Figure 7. Performance (87% accurate) of model trained on growth curves from January until August. This plot shows the noordoostpolder in the rijksdriehoekstelsel coordinate frame.

This insight in the tradeoff between performance and time of classification was essential for a consumer fit product: The end user needs to act on the results of the classification. However, by the end of september all proof of the correctness of the classification will have vanished because farmers will have started ploughing their lands. Therefore, we agreed on a number of classifying moments with increasing performance.
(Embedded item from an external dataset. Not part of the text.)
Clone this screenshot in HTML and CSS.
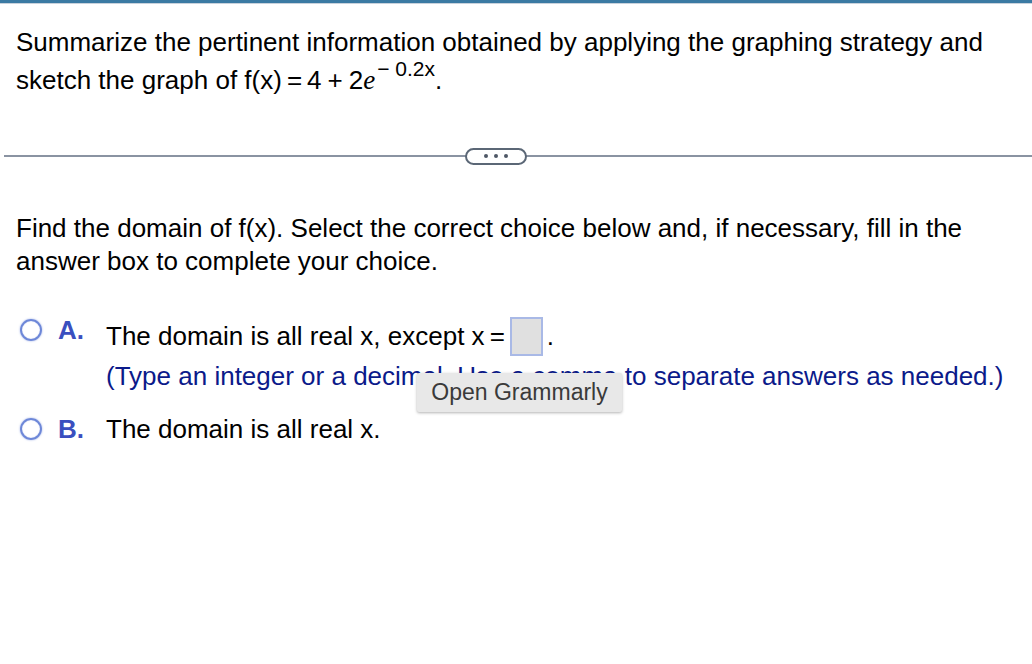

Furthermore, we got the essential insight of the incompleteness of our solution: our approach classifies crops in fixed polygons, namely the shapes registered in the BRP. However, a farmer could crop his lands in different shapes than registered. In such a situation our model would be detached from reality and offer unusable insights. To overcome this problem we are going to classify on pixels instead of fixed polygons. From this pixel classification the actual shapes of the lands can be determined, namely clusters of similar pixels.

At the end of the meeting we discussed the use of closed data sources (which we are going to need to hold our results against rotation rules) and the GDPR, the integration of our solution into their IT department and the way in which the end users want to use the visualisation tool.

Our path forward is clear: classify pixels. Currently we are discussing the possibility of using growth curves per pixel provided by the WUR. In addition, we are looking into using Sentinel-1 RADAR images to expand the input of the model. This should reduce the confusion between crops with similar growth curves, such as corn and potatoes. We will keep you up to date!